SET PROBLEM: Please find all lines in the data that hold the string "this" and copy them.

DATASET EXTRACT:
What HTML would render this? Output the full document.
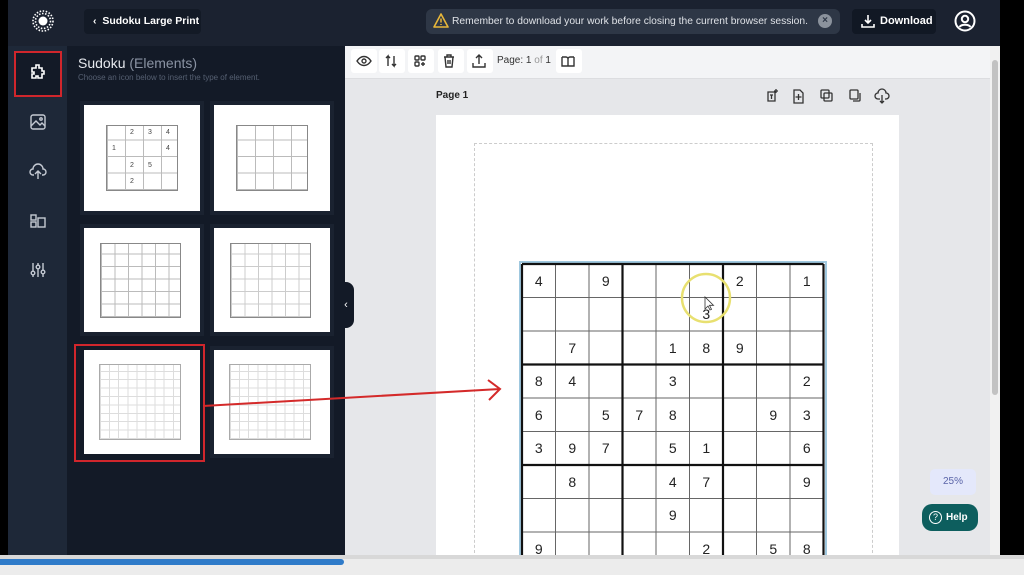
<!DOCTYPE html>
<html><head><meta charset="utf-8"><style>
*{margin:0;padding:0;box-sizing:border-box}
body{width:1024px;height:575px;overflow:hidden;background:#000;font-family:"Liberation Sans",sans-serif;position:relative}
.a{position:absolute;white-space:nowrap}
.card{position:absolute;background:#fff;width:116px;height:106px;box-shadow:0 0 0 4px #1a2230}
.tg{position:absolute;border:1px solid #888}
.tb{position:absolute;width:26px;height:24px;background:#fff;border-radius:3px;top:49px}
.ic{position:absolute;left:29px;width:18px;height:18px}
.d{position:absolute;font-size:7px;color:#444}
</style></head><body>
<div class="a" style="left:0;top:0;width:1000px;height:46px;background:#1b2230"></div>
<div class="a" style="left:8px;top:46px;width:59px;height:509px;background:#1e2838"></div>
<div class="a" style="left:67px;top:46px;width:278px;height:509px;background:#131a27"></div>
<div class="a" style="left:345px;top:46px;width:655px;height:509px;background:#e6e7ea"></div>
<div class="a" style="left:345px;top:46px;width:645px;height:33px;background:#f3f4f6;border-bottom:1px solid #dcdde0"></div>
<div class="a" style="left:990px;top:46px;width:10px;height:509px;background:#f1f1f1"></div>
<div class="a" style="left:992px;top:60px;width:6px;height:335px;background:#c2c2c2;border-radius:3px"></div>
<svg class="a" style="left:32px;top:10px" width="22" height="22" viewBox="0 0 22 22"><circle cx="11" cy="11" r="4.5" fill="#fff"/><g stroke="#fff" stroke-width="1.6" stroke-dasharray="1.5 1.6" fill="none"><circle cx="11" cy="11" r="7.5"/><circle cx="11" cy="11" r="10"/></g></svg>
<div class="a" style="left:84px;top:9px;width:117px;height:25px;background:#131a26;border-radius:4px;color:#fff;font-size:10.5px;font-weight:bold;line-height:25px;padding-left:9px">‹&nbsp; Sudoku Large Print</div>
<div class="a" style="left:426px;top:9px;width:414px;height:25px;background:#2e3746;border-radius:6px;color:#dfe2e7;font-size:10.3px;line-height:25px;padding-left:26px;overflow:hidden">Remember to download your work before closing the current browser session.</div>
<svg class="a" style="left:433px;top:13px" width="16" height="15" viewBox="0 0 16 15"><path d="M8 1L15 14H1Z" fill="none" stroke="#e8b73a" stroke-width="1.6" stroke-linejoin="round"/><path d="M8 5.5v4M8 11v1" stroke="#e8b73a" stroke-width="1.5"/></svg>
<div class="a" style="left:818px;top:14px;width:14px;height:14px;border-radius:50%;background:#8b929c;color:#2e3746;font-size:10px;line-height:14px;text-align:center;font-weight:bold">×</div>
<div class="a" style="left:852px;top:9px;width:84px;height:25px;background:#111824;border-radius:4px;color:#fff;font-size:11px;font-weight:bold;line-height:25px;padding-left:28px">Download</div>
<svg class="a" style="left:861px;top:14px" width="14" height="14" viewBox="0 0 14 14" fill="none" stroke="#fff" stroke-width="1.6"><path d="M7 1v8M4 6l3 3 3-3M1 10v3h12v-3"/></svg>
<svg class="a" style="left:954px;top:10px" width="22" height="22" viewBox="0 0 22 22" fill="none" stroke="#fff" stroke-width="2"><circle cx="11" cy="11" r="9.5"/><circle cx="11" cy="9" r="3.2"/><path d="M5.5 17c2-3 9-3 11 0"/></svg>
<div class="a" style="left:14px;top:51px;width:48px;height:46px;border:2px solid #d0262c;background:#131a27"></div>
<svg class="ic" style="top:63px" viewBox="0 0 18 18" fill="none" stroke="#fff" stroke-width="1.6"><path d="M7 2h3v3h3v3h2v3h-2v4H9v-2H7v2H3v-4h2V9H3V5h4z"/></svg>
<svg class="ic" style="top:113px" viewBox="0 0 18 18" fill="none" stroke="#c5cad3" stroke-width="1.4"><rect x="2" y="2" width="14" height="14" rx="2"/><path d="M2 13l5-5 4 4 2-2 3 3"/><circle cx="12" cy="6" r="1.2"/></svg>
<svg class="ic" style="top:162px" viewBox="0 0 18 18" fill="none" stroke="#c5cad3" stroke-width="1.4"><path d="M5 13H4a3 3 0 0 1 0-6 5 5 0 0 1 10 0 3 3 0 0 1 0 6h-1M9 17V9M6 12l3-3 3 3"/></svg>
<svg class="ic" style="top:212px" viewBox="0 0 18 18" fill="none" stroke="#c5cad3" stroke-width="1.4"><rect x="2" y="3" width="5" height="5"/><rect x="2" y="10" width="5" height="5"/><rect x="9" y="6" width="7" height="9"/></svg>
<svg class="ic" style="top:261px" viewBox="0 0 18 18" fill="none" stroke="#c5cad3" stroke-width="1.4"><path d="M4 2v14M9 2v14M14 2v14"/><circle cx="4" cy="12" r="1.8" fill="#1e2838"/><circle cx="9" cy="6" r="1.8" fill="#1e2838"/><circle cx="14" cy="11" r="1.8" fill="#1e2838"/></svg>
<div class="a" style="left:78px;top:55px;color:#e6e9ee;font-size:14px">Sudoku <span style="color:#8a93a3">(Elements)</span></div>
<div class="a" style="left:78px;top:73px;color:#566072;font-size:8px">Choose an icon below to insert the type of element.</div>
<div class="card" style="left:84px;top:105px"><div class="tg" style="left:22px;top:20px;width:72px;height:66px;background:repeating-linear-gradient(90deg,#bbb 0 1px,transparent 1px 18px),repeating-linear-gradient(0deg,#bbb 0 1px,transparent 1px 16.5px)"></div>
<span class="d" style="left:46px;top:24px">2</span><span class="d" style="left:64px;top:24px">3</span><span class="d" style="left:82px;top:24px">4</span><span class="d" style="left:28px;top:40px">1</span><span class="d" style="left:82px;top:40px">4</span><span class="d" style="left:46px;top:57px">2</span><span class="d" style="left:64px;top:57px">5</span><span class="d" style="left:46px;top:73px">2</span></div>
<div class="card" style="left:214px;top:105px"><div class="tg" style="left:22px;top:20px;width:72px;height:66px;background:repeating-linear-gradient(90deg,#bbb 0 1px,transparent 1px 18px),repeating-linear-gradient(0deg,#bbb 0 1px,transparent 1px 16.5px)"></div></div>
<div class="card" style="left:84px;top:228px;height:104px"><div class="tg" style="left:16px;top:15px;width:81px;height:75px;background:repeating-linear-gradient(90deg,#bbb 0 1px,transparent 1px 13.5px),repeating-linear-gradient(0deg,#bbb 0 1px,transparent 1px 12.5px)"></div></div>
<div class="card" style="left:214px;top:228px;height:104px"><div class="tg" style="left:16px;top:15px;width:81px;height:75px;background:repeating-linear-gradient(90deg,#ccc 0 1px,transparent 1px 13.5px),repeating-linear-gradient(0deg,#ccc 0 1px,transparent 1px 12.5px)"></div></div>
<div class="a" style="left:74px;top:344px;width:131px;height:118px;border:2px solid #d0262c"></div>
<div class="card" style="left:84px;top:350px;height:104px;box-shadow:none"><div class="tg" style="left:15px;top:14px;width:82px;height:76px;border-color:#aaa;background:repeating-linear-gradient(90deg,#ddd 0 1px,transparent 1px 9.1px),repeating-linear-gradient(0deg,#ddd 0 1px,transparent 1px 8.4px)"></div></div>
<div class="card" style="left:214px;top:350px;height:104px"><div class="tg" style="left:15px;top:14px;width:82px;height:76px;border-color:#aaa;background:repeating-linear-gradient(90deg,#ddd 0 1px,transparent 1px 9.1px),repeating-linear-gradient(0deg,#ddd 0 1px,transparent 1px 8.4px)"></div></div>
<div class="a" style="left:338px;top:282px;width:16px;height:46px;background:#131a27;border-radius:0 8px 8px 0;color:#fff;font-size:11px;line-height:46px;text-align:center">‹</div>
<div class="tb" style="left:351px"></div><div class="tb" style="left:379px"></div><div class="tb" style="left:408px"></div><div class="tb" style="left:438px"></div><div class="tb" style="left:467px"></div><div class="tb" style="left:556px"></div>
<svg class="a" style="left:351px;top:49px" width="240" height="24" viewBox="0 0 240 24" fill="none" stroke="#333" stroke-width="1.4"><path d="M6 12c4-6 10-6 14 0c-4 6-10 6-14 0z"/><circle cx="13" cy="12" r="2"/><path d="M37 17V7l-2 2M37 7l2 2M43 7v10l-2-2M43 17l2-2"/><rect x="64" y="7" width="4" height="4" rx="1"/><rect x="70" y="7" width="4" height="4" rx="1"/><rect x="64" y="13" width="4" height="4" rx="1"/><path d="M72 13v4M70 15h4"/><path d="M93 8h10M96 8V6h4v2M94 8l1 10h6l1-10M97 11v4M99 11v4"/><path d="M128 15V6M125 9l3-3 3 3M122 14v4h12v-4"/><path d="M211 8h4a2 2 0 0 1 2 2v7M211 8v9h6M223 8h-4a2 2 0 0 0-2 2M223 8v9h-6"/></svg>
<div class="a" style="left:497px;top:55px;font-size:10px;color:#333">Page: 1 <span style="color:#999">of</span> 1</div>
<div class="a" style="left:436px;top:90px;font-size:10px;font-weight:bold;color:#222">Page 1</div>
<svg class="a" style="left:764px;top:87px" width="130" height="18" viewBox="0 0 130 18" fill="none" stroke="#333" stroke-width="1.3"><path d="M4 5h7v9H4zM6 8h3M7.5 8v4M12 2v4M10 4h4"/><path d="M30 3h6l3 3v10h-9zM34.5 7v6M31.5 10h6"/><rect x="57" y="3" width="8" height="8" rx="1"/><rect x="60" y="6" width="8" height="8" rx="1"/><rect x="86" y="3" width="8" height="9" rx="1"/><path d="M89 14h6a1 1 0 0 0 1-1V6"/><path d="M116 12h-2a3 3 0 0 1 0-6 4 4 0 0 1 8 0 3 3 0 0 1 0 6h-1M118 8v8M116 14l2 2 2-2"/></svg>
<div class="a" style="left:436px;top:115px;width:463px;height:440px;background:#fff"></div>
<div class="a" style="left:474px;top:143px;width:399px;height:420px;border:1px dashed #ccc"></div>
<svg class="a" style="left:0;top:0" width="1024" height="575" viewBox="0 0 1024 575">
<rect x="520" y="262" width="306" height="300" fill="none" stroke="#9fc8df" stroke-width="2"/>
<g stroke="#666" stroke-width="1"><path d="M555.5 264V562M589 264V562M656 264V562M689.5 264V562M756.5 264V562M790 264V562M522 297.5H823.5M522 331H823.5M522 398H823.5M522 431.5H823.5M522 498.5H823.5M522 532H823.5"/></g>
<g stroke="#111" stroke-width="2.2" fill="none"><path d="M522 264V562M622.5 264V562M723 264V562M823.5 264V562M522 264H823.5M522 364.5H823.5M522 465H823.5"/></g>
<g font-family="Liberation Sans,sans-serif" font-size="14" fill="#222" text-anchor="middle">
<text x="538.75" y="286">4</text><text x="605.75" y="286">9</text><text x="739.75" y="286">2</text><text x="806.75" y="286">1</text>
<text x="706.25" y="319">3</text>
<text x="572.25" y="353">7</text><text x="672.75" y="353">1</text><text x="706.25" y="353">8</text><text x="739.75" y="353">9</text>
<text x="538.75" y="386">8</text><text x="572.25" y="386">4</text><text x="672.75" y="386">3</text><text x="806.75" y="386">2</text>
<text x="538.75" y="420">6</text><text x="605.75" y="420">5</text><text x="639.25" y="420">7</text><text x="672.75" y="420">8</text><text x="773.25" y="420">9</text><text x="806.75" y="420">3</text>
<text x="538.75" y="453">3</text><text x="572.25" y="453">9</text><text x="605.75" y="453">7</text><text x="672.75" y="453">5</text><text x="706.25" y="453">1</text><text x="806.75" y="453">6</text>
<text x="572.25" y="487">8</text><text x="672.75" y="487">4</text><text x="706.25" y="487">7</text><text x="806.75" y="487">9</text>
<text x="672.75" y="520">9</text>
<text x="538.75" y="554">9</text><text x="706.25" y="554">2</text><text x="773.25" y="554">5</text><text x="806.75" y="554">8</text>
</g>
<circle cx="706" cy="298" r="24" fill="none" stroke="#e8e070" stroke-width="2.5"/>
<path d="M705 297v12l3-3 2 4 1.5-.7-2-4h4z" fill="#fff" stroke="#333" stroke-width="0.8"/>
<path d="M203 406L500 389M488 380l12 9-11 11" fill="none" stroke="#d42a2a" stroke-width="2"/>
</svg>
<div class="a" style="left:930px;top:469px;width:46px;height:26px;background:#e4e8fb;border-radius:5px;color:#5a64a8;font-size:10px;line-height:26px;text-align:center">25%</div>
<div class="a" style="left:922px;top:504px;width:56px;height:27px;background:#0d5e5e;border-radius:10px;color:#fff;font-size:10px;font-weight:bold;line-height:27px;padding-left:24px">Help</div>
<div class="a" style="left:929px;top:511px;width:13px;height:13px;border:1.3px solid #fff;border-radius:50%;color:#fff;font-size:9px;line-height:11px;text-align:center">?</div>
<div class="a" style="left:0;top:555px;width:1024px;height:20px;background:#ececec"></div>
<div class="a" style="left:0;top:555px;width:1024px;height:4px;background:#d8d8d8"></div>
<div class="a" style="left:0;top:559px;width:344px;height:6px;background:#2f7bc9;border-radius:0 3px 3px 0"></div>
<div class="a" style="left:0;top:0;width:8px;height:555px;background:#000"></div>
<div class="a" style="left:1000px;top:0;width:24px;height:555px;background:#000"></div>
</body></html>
...
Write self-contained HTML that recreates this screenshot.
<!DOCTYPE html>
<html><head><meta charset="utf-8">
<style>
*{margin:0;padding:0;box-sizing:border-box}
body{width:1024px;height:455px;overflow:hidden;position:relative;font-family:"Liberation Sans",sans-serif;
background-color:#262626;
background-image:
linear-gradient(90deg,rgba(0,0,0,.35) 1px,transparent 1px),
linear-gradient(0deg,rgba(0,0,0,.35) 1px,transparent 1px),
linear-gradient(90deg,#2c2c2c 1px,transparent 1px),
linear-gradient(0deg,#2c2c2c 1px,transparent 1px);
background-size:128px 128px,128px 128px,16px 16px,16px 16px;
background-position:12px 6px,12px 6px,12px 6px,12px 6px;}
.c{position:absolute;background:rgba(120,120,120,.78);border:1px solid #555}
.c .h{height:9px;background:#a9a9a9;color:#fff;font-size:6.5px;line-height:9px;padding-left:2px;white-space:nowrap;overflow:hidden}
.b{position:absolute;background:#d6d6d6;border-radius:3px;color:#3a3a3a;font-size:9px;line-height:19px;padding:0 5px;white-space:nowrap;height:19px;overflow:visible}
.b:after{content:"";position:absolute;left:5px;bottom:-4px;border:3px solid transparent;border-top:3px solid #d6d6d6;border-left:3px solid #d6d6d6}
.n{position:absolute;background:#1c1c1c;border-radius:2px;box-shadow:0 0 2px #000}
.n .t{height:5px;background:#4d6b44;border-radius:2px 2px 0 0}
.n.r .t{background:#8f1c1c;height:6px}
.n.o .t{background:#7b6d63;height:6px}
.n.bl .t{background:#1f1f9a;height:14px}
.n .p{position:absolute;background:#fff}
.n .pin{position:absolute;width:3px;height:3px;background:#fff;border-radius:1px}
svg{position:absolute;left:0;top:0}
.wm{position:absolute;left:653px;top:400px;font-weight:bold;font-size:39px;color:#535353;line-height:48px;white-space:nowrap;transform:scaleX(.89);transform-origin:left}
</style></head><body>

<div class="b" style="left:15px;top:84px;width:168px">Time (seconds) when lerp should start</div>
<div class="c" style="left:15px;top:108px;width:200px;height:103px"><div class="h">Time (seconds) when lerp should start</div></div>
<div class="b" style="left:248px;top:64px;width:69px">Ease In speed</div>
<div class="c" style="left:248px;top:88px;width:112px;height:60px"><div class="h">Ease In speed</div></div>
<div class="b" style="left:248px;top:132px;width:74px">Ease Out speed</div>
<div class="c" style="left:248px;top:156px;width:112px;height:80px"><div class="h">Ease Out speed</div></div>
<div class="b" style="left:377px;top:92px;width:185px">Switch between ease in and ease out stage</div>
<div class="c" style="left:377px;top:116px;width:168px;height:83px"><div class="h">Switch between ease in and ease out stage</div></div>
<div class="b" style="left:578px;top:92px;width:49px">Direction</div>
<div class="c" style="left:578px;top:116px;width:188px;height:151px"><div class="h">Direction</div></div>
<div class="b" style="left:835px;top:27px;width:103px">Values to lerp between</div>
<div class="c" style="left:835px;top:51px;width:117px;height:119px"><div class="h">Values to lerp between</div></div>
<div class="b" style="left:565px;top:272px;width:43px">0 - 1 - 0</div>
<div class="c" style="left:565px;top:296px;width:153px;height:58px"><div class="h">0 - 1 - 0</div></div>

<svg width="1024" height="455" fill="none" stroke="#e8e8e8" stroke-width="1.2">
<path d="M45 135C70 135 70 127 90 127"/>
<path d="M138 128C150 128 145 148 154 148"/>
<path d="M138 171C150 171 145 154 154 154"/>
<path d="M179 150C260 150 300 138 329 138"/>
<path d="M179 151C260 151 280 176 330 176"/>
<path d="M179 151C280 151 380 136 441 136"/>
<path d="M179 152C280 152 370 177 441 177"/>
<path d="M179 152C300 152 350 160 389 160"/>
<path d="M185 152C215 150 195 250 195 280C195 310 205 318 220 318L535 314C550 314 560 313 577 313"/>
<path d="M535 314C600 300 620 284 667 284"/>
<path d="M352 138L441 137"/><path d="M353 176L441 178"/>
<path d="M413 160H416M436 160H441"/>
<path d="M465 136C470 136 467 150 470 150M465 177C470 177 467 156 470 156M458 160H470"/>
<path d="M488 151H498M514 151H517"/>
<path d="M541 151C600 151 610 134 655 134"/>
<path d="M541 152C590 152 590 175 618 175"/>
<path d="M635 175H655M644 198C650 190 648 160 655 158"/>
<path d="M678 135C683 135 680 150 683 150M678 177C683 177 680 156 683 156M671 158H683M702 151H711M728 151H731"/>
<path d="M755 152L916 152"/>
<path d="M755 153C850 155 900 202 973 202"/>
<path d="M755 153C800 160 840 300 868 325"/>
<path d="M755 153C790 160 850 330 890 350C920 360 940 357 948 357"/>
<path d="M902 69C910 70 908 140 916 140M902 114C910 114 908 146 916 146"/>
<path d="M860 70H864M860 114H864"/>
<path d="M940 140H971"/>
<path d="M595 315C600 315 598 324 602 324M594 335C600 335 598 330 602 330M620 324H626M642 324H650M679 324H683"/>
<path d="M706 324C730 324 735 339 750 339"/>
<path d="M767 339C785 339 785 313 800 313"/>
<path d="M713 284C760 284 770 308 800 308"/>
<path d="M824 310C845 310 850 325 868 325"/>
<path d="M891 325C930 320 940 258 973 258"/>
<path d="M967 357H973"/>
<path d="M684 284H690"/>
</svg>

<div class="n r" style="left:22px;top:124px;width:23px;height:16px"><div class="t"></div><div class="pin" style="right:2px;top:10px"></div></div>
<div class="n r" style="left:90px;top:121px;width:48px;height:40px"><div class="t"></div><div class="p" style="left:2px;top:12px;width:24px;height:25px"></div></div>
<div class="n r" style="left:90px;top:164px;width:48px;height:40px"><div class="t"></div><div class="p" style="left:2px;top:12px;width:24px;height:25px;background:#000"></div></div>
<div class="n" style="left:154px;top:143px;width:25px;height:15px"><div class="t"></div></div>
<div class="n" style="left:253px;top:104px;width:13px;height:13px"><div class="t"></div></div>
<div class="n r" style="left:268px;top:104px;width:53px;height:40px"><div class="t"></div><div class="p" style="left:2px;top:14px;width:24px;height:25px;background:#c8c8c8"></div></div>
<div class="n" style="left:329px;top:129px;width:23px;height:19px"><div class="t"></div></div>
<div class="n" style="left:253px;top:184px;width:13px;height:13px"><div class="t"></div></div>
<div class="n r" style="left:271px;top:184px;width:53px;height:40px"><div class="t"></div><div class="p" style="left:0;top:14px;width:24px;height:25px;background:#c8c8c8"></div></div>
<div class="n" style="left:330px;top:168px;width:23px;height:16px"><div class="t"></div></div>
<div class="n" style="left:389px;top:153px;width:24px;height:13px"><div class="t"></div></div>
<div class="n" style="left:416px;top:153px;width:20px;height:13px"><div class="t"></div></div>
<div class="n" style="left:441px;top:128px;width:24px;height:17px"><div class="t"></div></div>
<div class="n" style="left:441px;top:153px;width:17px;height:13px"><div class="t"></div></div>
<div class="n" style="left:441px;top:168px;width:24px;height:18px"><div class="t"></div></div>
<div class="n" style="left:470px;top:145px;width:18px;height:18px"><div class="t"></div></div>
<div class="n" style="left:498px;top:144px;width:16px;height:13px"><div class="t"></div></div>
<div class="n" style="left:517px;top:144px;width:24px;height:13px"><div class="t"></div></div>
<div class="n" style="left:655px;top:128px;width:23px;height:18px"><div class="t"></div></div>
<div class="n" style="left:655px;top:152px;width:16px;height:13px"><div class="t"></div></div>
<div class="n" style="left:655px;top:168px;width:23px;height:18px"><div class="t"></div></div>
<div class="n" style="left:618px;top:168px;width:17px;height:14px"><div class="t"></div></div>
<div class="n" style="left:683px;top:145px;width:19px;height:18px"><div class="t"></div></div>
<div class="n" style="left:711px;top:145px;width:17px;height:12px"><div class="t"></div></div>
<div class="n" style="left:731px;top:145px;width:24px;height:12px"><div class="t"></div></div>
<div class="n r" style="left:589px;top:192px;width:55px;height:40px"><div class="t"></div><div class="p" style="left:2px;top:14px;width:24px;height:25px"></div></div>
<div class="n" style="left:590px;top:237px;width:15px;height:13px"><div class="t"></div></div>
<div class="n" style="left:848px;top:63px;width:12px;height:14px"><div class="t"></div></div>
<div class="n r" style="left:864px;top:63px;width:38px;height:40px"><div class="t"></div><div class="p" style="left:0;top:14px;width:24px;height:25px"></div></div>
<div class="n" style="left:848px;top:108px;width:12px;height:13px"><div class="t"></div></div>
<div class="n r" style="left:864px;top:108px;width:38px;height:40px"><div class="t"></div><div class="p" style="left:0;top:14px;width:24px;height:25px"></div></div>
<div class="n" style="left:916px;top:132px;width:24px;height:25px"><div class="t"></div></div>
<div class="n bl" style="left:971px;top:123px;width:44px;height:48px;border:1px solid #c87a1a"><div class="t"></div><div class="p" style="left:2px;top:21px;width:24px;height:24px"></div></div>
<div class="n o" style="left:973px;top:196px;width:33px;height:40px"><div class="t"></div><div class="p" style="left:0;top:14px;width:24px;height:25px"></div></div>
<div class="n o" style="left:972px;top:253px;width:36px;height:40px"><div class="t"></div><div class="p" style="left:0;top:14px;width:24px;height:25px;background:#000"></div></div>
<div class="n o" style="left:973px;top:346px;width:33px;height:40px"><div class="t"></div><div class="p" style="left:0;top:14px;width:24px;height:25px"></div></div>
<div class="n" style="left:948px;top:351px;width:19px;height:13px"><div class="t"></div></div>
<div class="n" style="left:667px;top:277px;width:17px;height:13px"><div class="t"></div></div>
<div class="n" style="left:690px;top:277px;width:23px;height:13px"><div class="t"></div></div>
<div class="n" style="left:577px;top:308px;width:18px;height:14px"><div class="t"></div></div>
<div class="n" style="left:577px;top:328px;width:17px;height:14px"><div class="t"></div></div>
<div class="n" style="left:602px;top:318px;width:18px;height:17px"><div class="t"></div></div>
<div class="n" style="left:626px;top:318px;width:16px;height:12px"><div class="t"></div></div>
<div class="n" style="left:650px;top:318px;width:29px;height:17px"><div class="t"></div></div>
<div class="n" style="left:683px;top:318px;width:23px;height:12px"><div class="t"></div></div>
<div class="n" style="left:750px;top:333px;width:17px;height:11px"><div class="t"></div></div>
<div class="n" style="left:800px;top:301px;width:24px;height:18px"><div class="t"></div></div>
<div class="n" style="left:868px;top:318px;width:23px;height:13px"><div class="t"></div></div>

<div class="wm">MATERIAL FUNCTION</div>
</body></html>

THE RESPONSE:
What HTML would render this? Output the full document.
Write self-contained HTML that recreates this screenshot.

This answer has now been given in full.